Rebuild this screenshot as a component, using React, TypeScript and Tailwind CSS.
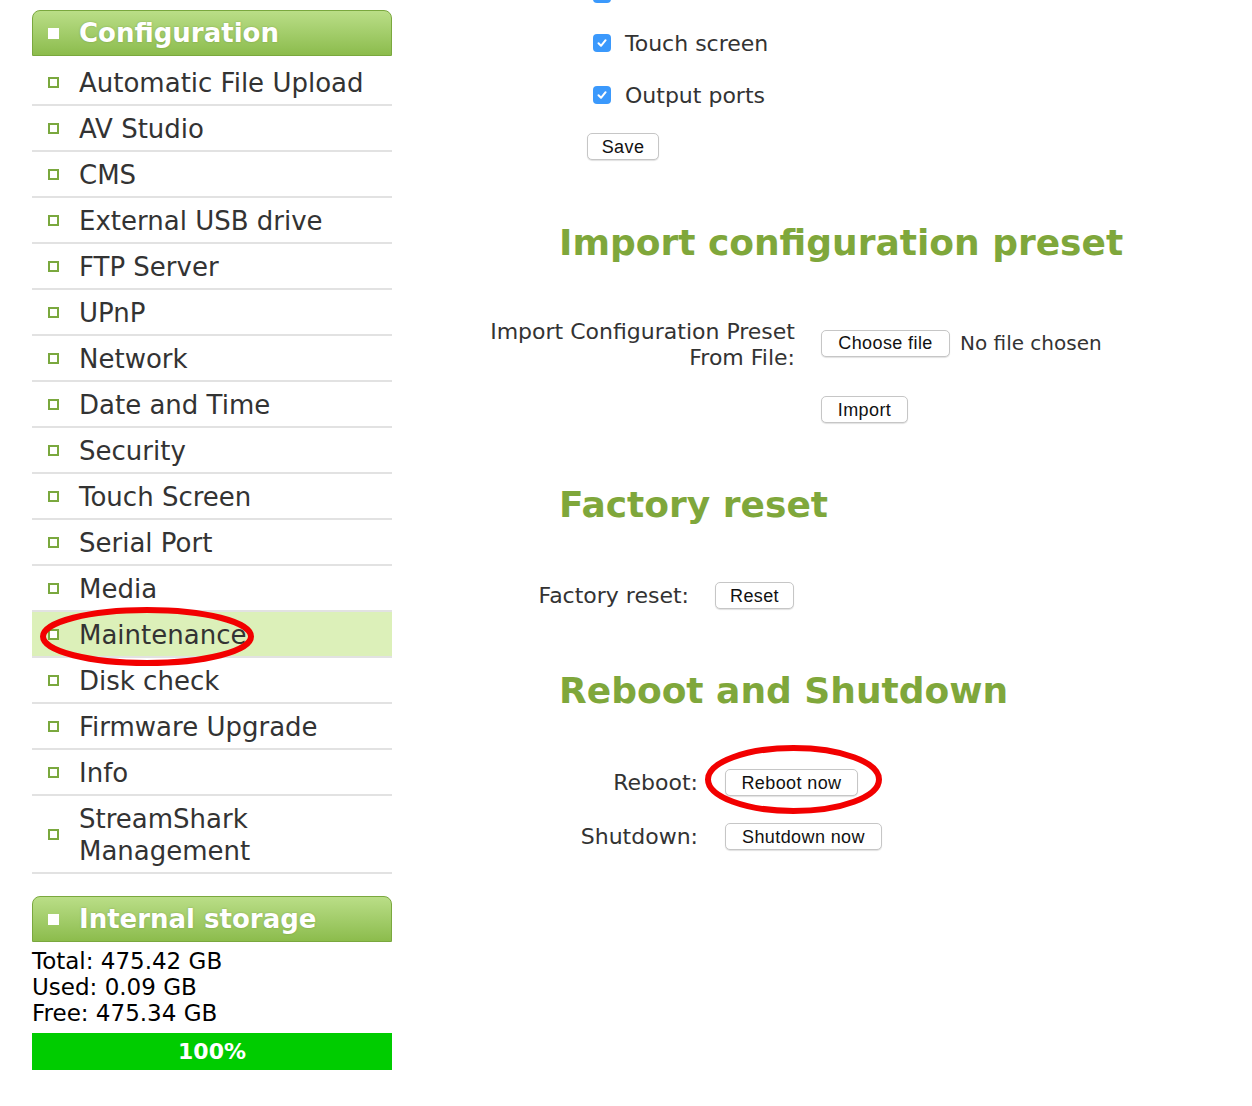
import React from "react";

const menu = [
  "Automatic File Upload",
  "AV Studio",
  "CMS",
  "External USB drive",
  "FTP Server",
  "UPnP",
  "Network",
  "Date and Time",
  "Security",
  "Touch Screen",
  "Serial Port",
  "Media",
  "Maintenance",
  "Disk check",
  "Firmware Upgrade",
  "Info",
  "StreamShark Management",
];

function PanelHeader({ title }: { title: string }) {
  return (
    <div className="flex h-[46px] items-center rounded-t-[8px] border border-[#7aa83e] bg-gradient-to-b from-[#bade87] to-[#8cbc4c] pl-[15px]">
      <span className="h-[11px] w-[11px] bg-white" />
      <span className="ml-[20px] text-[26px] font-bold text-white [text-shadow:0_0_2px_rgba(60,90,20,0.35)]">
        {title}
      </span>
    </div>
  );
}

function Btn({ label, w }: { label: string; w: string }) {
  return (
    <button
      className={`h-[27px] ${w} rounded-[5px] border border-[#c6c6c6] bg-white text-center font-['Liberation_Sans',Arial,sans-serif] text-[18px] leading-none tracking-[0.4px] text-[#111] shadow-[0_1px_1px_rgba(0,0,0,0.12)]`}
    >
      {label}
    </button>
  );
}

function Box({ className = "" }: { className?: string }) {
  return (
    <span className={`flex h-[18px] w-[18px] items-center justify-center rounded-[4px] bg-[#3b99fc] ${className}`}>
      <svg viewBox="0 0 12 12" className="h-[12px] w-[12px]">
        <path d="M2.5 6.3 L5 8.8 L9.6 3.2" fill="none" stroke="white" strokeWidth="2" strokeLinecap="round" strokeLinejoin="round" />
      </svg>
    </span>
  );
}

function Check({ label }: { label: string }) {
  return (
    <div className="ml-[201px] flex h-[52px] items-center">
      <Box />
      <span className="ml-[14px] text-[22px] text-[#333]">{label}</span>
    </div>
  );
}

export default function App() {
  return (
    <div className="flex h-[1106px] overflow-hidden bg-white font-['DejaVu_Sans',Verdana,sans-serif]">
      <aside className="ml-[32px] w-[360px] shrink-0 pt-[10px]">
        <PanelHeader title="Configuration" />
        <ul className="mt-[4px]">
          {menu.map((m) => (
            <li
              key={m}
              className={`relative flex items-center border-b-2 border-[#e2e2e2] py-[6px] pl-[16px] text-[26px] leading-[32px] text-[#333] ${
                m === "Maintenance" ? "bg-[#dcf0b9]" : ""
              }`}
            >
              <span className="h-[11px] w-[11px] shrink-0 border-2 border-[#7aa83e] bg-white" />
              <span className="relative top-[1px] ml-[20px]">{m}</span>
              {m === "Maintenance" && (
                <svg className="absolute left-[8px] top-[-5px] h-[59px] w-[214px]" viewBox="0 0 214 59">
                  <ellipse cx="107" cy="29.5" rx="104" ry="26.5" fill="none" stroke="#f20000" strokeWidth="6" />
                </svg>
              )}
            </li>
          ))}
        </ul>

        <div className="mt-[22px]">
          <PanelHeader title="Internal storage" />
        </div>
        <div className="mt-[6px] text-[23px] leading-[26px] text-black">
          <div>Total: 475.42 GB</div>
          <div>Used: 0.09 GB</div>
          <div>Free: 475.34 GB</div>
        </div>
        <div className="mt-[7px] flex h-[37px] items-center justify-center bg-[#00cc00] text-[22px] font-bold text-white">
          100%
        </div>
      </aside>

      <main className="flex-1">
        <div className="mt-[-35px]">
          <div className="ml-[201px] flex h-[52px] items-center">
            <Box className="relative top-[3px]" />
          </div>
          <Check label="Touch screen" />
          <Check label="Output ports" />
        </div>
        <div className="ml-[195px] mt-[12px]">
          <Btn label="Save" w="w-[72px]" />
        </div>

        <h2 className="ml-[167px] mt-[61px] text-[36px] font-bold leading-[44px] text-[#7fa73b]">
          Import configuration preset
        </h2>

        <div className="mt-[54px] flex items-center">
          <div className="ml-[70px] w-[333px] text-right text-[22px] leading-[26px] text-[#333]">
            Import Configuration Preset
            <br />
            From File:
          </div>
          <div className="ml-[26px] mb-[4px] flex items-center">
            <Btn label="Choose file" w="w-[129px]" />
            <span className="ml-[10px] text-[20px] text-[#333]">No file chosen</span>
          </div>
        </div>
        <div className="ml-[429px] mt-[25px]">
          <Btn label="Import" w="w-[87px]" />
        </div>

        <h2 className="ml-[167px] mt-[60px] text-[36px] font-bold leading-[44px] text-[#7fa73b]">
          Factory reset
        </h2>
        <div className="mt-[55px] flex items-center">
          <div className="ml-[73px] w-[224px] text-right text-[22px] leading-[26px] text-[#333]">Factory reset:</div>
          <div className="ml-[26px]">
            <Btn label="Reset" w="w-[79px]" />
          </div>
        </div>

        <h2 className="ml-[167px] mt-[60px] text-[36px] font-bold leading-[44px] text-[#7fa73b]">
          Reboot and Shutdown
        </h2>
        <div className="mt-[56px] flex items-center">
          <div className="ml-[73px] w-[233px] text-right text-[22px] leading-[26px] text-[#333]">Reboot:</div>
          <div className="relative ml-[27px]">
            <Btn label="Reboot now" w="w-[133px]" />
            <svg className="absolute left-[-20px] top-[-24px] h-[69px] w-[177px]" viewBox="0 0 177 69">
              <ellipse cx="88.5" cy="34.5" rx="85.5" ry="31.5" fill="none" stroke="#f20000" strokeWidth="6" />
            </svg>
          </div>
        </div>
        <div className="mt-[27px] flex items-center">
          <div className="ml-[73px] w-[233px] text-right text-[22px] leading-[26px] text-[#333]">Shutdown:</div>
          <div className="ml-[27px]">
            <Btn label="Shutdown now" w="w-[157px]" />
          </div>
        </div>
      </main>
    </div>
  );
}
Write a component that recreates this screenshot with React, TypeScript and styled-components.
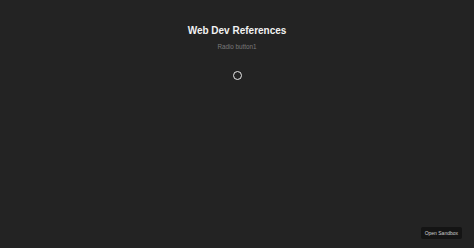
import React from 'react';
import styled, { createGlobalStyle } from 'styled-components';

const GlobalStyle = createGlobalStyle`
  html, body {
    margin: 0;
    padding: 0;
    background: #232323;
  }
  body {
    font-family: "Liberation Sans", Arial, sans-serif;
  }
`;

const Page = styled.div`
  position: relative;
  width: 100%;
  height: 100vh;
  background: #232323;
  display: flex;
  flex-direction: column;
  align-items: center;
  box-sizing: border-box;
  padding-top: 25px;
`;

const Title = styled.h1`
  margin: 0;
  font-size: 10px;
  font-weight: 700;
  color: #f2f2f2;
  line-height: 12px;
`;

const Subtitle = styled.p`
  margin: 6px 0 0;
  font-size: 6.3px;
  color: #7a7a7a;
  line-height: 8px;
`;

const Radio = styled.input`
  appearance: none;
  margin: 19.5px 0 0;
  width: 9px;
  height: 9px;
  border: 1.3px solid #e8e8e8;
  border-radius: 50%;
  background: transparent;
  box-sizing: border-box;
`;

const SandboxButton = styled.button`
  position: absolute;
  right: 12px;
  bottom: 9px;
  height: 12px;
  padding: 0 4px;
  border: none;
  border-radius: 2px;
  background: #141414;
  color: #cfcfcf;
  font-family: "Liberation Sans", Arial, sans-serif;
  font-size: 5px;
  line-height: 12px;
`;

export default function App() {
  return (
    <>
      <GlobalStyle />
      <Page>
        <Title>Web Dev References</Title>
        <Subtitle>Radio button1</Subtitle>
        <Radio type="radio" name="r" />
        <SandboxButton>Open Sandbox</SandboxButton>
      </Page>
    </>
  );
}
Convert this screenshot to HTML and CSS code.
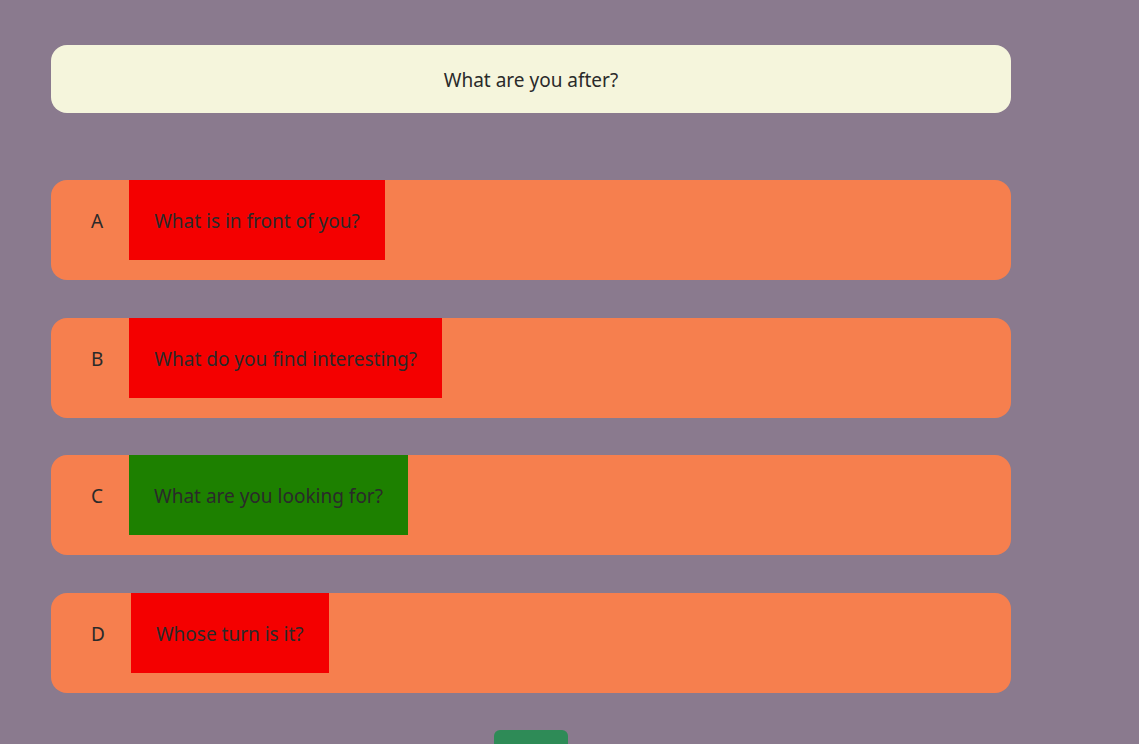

------------------------------------------------------------

Will you set down the records word for word while leaving out every picture?

Rebuild this screenshot as a component, using React, TypeScript and Tailwind CSS.
import React from "react";

const menu = [
  "Automatic File Upload",
  "AV Studio",
  "CMS",
  "External USB drive",
  "FTP Server",
  "UPnP",
  "Network",
  "Date and Time",
  "Security",
  "Touch Screen",
  "Serial Port",
  "Media",
  "Maintenance",
  "Disk check",
  "Firmware Upgrade",
  "Info",
  "StreamShark Management",
];

function PanelHeader({ title }: { title: string }) {
  return (
    <div className="flex h-[46px] items-center rounded-t-[8px] border border-[#7aa83e] bg-gradient-to-b from-[#bade87] to-[#8cbc4c] pl-[15px]">
      <span className="h-[11px] w-[11px] bg-white" />
      <span className="ml-[20px] text-[26px] font-bold text-white [text-shadow:0_0_2px_rgba(60,90,20,0.35)]">
        {title}
      </span>
    </div>
  );
}

function Btn({ label, w }: { label: string; w: string }) {
  return (
    <button
      className={`h-[27px] ${w} rounded-[5px] border border-[#c6c6c6] bg-white text-center font-['Liberation_Sans',Arial,sans-serif] text-[18px] leading-none tracking-[0.4px] text-[#111] shadow-[0_1px_1px_rgba(0,0,0,0.12)]`}
    >
      {label}
    </button>
  );
}

function Box({ className = "" }: { className?: string }) {
  return (
    <span className={`flex h-[18px] w-[18px] items-center justify-center rounded-[4px] bg-[#3b99fc] ${className}`}>
      <svg viewBox="0 0 12 12" className="h-[12px] w-[12px]">
        <path d="M2.5 6.3 L5 8.8 L9.6 3.2" fill="none" stroke="white" strokeWidth="2" strokeLinecap="round" strokeLinejoin="round" />
      </svg>
    </span>
  );
}

function Check({ label }: { label: string }) {
  return (
    <div className="ml-[201px] flex h-[52px] items-center">
      <Box />
      <span className="ml-[14px] text-[22px] text-[#333]">{label}</span>
    </div>
  );
}

export default function App() {
  return (
    <div className="flex h-[1106px] overflow-hidden bg-white font-['DejaVu_Sans',Verdana,sans-serif]">
      <aside className="ml-[32px] w-[360px] shrink-0 pt-[10px]">
        <PanelHeader title="Configuration" />
        <ul className="mt-[4px]">
          {menu.map((m) => (
            <li
              key={m}
              className={`relative flex items-center border-b-2 border-[#e2e2e2] py-[6px] pl-[16px] text-[26px] leading-[32px] text-[#333] ${
                m === "Maintenance" ? "bg-[#dcf0b9]" : ""
              }`}
            >
              <span className="h-[11px] w-[11px] shrink-0 border-2 border-[#7aa83e] bg-white" />
              <span className="relative top-[1px] ml-[20px]">{m}</span>
              {m === "Maintenance" && (
                <svg className="absolute left-[8px] top-[-5px] h-[59px] w-[214px]" viewBox="0 0 214 59">
                  <ellipse cx="107" cy="29.5" rx="104" ry="26.5" fill="none" stroke="#f20000" strokeWidth="6" />
                </svg>
              )}
            </li>
          ))}
        </ul>

        <div className="mt-[22px]">
          <PanelHeader title="Internal storage" />
        </div>
        <div className="mt-[6px] text-[23px] leading-[26px] text-black">
          <div>Total: 475.42 GB</div>
          <div>Used: 0.09 GB</div>
          <div>Free: 475.34 GB</div>
        </div>
        <div className="mt-[7px] flex h-[37px] items-center justify-center bg-[#00cc00] text-[22px] font-bold text-white">
          100%
        </div>
      </aside>

      <main className="flex-1">
        <div className="mt-[-35px]">
          <div className="ml-[201px] flex h-[52px] items-center">
            <Box className="relative top-[3px]" />
          </div>
          <Check label="Touch screen" />
          <Check label="Output ports" />
        </div>
        <div className="ml-[195px] mt-[12px]">
          <Btn label="Save" w="w-[72px]" />
        </div>

        <h2 className="ml-[167px] mt-[61px] text-[36px] font-bold leading-[44px] text-[#7fa73b]">
          Import configuration preset
        </h2>

        <div className="mt-[54px] flex items-center">
          <div className="ml-[70px] w-[333px] text-right text-[22px] leading-[26px] text-[#333]">
            Import Configuration Preset
            <br />
            From File:
          </div>
          <div className="ml-[26px] mb-[4px] flex items-center">
            <Btn label="Choose file" w="w-[129px]" />
            <span className="ml-[10px] text-[20px] text-[#333]">No file chosen</span>
          </div>
        </div>
        <div className="ml-[429px] mt-[25px]">
          <Btn label="Import" w="w-[87px]" />
        </div>

        <h2 className="ml-[167px] mt-[60px] text-[36px] font-bold leading-[44px] text-[#7fa73b]">
          Factory reset
        </h2>
        <div className="mt-[55px] flex items-center">
          <div className="ml-[73px] w-[224px] text-right text-[22px] leading-[26px] text-[#333]">Factory reset:</div>
          <div className="ml-[26px]">
            <Btn label="Reset" w="w-[79px]" />
          </div>
        </div>

        <h2 className="ml-[167px] mt-[60px] text-[36px] font-bold leading-[44px] text-[#7fa73b]">
          Reboot and Shutdown
        </h2>
        <div className="mt-[56px] flex items-center">
          <div className="ml-[73px] w-[233px] text-right text-[22px] leading-[26px] text-[#333]">Reboot:</div>
          <div className="relative ml-[27px]">
            <Btn label="Reboot now" w="w-[133px]" />
            <svg className="absolute left-[-20px] top-[-24px] h-[69px] w-[177px]" viewBox="0 0 177 69">
              <ellipse cx="88.5" cy="34.5" rx="85.5" ry="31.5" fill="none" stroke="#f20000" strokeWidth="6" />
            </svg>
          </div>
        </div>
        <div className="mt-[27px] flex items-center">
          <div className="ml-[73px] w-[233px] text-right text-[22px] leading-[26px] text-[#333]">Shutdown:</div>
          <div className="ml-[27px]">
            <Btn label="Shutdown now" w="w-[157px]" />
          </div>
        </div>
      </main>
    </div>
  );
}
Write a component that recreates this screenshot with React, TypeScript and styled-components.
import React from 'react';
import styled, { createGlobalStyle } from 'styled-components';

const GlobalStyle = createGlobalStyle`
  html, body {
    margin: 0;
    padding: 0;
    background: #232323;
  }
  body {
    font-family: "Liberation Sans", Arial, sans-serif;
  }
`;

const Page = styled.div`
  position: relative;
  width: 100%;
  height: 100vh;
  background: #232323;
  display: flex;
  flex-direction: column;
  align-items: center;
  box-sizing: border-box;
  padding-top: 25px;
`;

const Title = styled.h1`
  margin: 0;
  font-size: 10px;
  font-weight: 700;
  color: #f2f2f2;
  line-height: 12px;
`;

const Subtitle = styled.p`
  margin: 6px 0 0;
  font-size: 6.3px;
  color: #7a7a7a;
  line-height: 8px;
`;

const Radio = styled.input`
  appearance: none;
  margin: 19.5px 0 0;
  width: 9px;
  height: 9px;
  border: 1.3px solid #e8e8e8;
  border-radius: 50%;
  background: transparent;
  box-sizing: border-box;
`;

const SandboxButton = styled.button`
  position: absolute;
  right: 12px;
  bottom: 9px;
  height: 12px;
  padding: 0 4px;
  border: none;
  border-radius: 2px;
  background: #141414;
  color: #cfcfcf;
  font-family: "Liberation Sans", Arial, sans-serif;
  font-size: 5px;
  line-height: 12px;
`;

export default function App() {
  return (
    <>
      <GlobalStyle />
      <Page>
        <Title>Web Dev References</Title>
        <Subtitle>Radio button1</Subtitle>
        <Radio type="radio" name="r" />
        <SandboxButton>Open Sandbox</SandboxButton>
      </Page>
    </>
  );
}
Convert this screenshot to HTML and CSS code.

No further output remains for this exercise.